Copy each line that has the string "screenshot" somewhere in it.

----

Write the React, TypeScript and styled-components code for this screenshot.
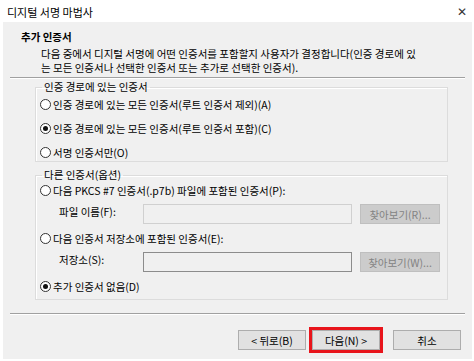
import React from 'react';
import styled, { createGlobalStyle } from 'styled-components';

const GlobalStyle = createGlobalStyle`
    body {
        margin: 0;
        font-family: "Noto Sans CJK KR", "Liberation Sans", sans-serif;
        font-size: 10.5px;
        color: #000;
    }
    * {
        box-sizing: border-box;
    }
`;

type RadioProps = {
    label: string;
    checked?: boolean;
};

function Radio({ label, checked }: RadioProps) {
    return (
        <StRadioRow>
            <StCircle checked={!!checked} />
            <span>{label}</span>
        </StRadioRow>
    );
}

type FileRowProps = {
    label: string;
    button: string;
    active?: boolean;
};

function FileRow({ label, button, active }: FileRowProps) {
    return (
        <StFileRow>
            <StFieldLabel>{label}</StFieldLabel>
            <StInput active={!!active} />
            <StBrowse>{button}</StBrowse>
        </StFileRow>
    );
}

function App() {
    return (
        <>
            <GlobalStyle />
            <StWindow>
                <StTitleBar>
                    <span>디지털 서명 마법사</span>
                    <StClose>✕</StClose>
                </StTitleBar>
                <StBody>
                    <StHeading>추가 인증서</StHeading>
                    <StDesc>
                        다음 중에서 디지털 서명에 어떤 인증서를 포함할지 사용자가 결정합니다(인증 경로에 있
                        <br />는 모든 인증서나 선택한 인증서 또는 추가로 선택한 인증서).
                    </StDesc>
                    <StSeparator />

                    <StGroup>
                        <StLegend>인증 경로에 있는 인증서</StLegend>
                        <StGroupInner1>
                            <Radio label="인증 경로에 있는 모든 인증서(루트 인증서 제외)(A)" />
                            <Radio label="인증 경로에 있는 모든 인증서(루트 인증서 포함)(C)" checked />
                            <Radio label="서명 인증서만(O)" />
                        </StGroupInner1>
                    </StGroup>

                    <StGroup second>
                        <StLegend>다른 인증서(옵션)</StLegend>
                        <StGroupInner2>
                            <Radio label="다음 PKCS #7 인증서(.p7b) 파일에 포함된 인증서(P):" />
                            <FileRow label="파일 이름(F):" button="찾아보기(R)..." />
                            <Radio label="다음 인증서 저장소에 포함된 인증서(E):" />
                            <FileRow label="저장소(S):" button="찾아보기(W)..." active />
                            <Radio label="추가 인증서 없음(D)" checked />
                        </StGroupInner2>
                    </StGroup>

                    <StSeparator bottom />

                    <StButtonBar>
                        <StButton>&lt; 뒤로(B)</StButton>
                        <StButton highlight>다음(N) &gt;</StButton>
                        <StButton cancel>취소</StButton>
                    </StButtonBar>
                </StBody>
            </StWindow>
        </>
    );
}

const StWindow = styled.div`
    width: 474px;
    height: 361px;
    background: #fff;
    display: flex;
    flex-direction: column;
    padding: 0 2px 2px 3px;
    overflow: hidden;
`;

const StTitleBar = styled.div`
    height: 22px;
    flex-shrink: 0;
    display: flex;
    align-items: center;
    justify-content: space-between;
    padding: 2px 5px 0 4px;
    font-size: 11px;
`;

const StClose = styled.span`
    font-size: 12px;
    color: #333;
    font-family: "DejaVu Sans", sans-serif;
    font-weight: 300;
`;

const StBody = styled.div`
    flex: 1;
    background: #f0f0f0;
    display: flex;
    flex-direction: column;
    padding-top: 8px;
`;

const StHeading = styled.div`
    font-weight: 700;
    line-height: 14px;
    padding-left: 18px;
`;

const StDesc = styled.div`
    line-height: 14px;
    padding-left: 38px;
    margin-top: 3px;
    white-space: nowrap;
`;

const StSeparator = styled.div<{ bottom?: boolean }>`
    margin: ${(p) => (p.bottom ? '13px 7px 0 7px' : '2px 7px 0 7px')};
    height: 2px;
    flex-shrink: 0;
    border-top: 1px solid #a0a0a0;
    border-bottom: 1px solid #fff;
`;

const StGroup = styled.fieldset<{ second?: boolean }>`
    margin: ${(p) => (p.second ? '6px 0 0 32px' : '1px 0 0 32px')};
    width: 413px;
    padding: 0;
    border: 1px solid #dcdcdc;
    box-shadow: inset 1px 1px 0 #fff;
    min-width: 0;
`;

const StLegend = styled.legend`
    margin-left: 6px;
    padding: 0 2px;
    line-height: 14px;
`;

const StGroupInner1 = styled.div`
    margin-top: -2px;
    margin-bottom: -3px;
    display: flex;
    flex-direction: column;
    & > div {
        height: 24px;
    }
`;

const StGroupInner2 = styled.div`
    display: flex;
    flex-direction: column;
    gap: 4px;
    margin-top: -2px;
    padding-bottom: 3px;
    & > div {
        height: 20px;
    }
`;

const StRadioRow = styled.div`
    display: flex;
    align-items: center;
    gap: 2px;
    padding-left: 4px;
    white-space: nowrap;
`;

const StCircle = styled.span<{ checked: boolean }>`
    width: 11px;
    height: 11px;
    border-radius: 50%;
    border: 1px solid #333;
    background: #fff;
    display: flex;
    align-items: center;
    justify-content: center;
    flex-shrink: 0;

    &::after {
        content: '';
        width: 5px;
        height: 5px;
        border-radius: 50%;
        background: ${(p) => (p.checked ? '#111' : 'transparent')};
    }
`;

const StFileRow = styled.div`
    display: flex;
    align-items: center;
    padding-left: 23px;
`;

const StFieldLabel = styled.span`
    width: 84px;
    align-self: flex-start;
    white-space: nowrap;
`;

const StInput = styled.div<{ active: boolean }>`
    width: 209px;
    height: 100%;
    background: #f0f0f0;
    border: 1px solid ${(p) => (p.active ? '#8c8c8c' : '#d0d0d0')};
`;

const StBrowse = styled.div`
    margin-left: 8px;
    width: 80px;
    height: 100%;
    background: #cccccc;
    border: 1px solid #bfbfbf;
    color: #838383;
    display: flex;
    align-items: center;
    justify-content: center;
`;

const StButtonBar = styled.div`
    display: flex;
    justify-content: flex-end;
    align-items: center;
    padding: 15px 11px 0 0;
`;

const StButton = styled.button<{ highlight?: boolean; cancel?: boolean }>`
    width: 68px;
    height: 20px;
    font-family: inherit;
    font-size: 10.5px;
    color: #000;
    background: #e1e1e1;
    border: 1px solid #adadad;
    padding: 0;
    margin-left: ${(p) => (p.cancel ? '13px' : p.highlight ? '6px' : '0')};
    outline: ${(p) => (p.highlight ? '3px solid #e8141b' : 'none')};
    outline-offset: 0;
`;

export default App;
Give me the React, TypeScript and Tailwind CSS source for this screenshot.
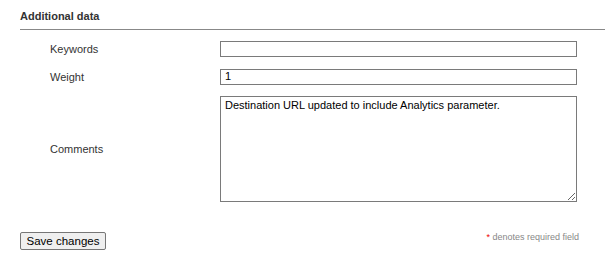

----

TASK RESPONSE
Write the React, TypeScript and styled-components code for this screenshot.
Give me the React, TypeScript and Tailwind CSS source for this screenshot.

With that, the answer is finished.